-- Requirements --
Please transcribe the listing below in full and word for word, without its pictures.

-- Data extract --
'''

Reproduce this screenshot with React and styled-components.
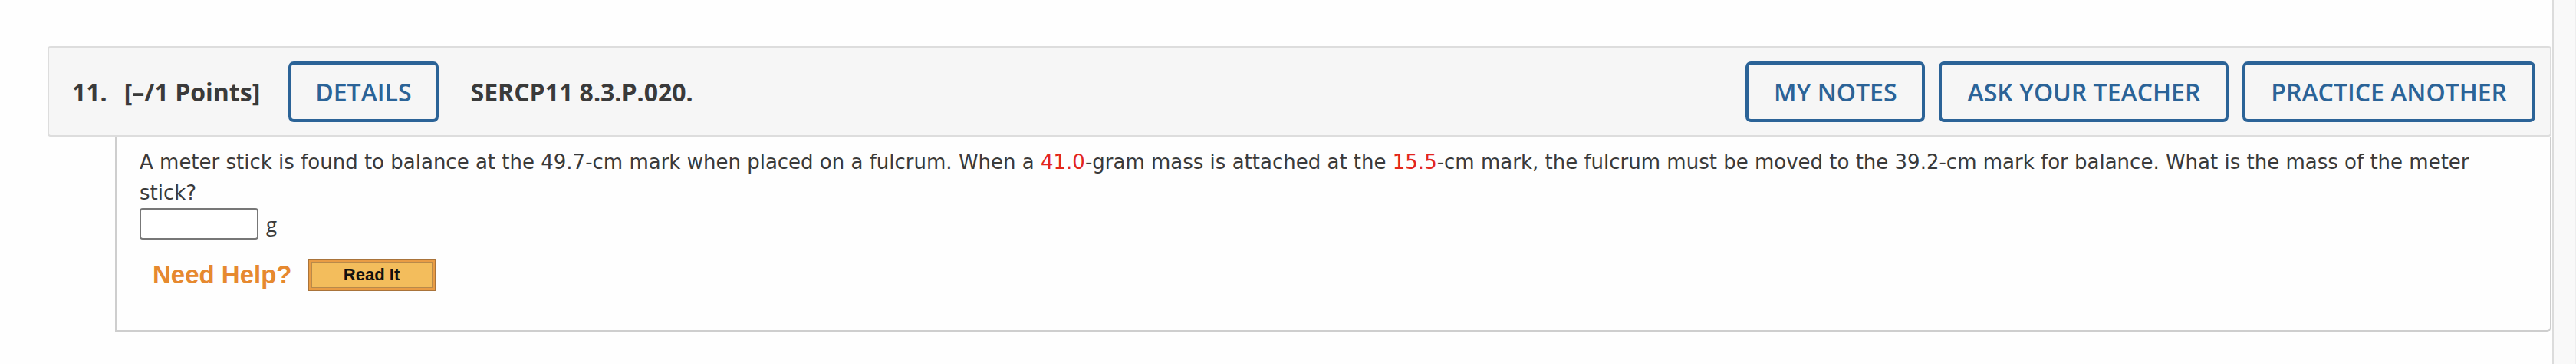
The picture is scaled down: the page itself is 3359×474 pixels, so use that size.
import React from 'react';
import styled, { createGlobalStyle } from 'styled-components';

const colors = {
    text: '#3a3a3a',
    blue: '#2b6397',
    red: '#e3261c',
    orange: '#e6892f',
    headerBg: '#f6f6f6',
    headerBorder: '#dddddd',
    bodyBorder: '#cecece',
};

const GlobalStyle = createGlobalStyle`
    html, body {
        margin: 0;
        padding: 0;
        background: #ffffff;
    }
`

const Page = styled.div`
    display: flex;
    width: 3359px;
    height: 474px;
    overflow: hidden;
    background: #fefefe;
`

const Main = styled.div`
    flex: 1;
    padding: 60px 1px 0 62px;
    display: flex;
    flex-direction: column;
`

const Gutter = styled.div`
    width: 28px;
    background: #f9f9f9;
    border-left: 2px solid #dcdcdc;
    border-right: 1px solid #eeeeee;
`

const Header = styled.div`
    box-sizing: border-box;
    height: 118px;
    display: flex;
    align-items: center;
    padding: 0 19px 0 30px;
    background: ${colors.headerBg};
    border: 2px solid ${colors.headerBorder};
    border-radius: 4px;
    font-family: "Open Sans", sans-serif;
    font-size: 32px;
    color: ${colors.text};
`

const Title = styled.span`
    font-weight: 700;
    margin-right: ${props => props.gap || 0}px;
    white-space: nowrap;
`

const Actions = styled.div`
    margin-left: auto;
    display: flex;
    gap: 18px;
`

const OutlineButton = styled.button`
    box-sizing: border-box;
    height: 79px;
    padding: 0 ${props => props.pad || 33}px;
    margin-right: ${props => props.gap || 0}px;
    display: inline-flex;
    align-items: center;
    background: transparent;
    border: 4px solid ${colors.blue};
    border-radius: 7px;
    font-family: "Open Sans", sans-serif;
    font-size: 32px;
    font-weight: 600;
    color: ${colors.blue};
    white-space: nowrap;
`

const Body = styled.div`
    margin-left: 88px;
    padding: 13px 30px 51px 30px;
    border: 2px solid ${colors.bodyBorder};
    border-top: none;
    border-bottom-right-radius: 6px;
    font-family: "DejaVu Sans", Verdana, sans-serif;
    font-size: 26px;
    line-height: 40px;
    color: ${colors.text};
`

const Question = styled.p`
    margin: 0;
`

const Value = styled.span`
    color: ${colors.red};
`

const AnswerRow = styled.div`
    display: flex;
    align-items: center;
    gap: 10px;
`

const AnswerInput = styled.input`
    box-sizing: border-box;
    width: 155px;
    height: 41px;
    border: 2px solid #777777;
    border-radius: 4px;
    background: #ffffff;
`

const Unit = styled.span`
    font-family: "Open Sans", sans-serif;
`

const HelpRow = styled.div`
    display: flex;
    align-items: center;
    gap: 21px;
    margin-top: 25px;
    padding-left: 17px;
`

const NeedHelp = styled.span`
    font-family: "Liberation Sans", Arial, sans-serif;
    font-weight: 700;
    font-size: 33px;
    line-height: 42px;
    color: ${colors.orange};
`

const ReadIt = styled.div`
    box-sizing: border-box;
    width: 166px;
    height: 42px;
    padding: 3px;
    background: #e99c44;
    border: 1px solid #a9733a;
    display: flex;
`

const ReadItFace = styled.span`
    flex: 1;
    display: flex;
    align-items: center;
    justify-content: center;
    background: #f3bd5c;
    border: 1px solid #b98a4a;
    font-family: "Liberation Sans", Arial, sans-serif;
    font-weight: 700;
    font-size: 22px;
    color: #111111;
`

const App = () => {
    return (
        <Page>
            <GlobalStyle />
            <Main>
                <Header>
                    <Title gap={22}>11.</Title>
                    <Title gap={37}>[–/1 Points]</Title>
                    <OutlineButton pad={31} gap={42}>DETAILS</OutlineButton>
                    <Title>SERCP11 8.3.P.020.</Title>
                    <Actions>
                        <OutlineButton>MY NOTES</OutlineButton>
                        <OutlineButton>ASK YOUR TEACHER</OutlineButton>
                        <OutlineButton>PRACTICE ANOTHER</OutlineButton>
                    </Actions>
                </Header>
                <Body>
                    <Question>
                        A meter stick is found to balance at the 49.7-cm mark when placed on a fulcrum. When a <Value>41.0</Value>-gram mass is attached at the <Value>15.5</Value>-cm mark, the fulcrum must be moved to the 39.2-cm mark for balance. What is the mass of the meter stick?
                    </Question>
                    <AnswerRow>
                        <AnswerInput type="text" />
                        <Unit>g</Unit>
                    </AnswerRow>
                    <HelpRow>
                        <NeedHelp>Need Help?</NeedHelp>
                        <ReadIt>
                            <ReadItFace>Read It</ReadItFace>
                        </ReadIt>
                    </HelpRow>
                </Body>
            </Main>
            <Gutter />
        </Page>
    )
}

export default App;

'''

-- Exercise result --
Reproduce this screenshot with React and styled-components.
The picture is scaled down: the page itself is 3359×474 pixels, so use that size.
import React from 'react';
import styled, { createGlobalStyle } from 'styled-components';

const colors = {
    text: '#3a3a3a',
    blue: '#2b6397',
    red: '#e3261c',
    orange: '#e6892f',
    headerBg: '#f6f6f6',
    headerBorder: '#dddddd',
    bodyBorder: '#cecece',
};

const GlobalStyle = createGlobalStyle`
    html, body {
        margin: 0;
        padding: 0;
        background: #ffffff;
    }
`

const Page = styled.div`
    display: flex;
    width: 3359px;
    height: 474px;
    overflow: hidden;
    background: #fefefe;
`

const Main = styled.div`
    flex: 1;
    padding: 60px 1px 0 62px;
    display: flex;
    flex-direction: column;
`

const Gutter = styled.div`
    width: 28px;
    background: #f9f9f9;
    border-left: 2px solid #dcdcdc;
    border-right: 1px solid #eeeeee;
`

const Header = styled.div`
    box-sizing: border-box;
    height: 118px;
    display: flex;
    align-items: center;
    padding: 0 19px 0 30px;
    background: ${colors.headerBg};
    border: 2px solid ${colors.headerBorder};
    border-radius: 4px;
    font-family: "Open Sans", sans-serif;
    font-size: 32px;
    color: ${colors.text};
`

const Title = styled.span`
    font-weight: 700;
    margin-right: ${props => props.gap || 0}px;
    white-space: nowrap;
`

const Actions = styled.div`
    margin-left: auto;
    display: flex;
    gap: 18px;
`

const OutlineButton = styled.button`
    box-sizing: border-box;
    height: 79px;
    padding: 0 ${props => props.pad || 33}px;
    margin-right: ${props => props.gap || 0}px;
    display: inline-flex;
    align-items: center;
    background: transparent;
    border: 4px solid ${colors.blue};
    border-radius: 7px;
    font-family: "Open Sans", sans-serif;
    font-size: 32px;
    font-weight: 600;
    color: ${colors.blue};
    white-space: nowrap;
`

const Body = styled.div`
    margin-left: 88px;
    padding: 13px 30px 51px 30px;
    border: 2px solid ${colors.bodyBorder};
    border-top: none;
    border-bottom-right-radius: 6px;
    font-family: "DejaVu Sans", Verdana, sans-serif;
    font-size: 26px;
    line-height: 40px;
    color: ${colors.text};
`

const Question = styled.p`
    margin: 0;
`

const Value = styled.span`
    color: ${colors.red};
`

const AnswerRow = styled.div`
    display: flex;
    align-items: center;
    gap: 10px;
`

const AnswerInput = styled.input`
    box-sizing: border-box;
    width: 155px;
    height: 41px;
    border: 2px solid #777777;
    border-radius: 4px;
    background: #ffffff;
`

const Unit = styled.span`
    font-family: "Open Sans", sans-serif;
`

const HelpRow = styled.div`
    display: flex;
    align-items: center;
    gap: 21px;
    margin-top: 25px;
    padding-left: 17px;
`

const NeedHelp = styled.span`
    font-family: "Liberation Sans", Arial, sans-serif;
    font-weight: 700;
    font-size: 33px;
    line-height: 42px;
    color: ${colors.orange};
`

const ReadIt = styled.div`
    box-sizing: border-box;
    width: 166px;
    height: 42px;
    padding: 3px;
    background: #e99c44;
    border: 1px solid #a9733a;
    display: flex;
`

const ReadItFace = styled.span`
    flex: 1;
    display: flex;
    align-items: center;
    justify-content: center;
    background: #f3bd5c;
    border: 1px solid #b98a4a;
    font-family: "Liberation Sans", Arial, sans-serif;
    font-weight: 700;
    font-size: 22px;
    color: #111111;
`

const App = () => {
    return (
        <Page>
            <GlobalStyle />
            <Main>
                <Header>
                    <Title gap={22}>11.</Title>
                    <Title gap={37}>[–/1 Points]</Title>
                    <OutlineButton pad={31} gap={42}>DETAILS</OutlineButton>
                    <Title>SERCP11 8.3.P.020.</Title>
                    <Actions>
                        <OutlineButton>MY NOTES</OutlineButton>
                        <OutlineButton>ASK YOUR TEACHER</OutlineButton>
                        <OutlineButton>PRACTICE ANOTHER</OutlineButton>
                    </Actions>
                </Header>
                <Body>
                    <Question>
                        A meter stick is found to balance at the 49.7-cm mark when placed on a fulcrum. When a <Value>41.0</Value>-gram mass is attached at the <Value>15.5</Value>-cm mark, the fulcrum must be moved to the 39.2-cm mark for balance. What is the mass of the meter stick?
                    </Question>
                    <AnswerRow>
                        <AnswerInput type="text" />
                        <Unit>g</Unit>
                    </AnswerRow>
                    <HelpRow>
                        <NeedHelp>Need Help?</NeedHelp>
                        <ReadIt>
                            <ReadItFace>Read It</ReadItFace>
                        </ReadIt>
                    </HelpRow>
                </Body>
            </Main>
            <Gutter />
        </Page>
    )
}

export default App;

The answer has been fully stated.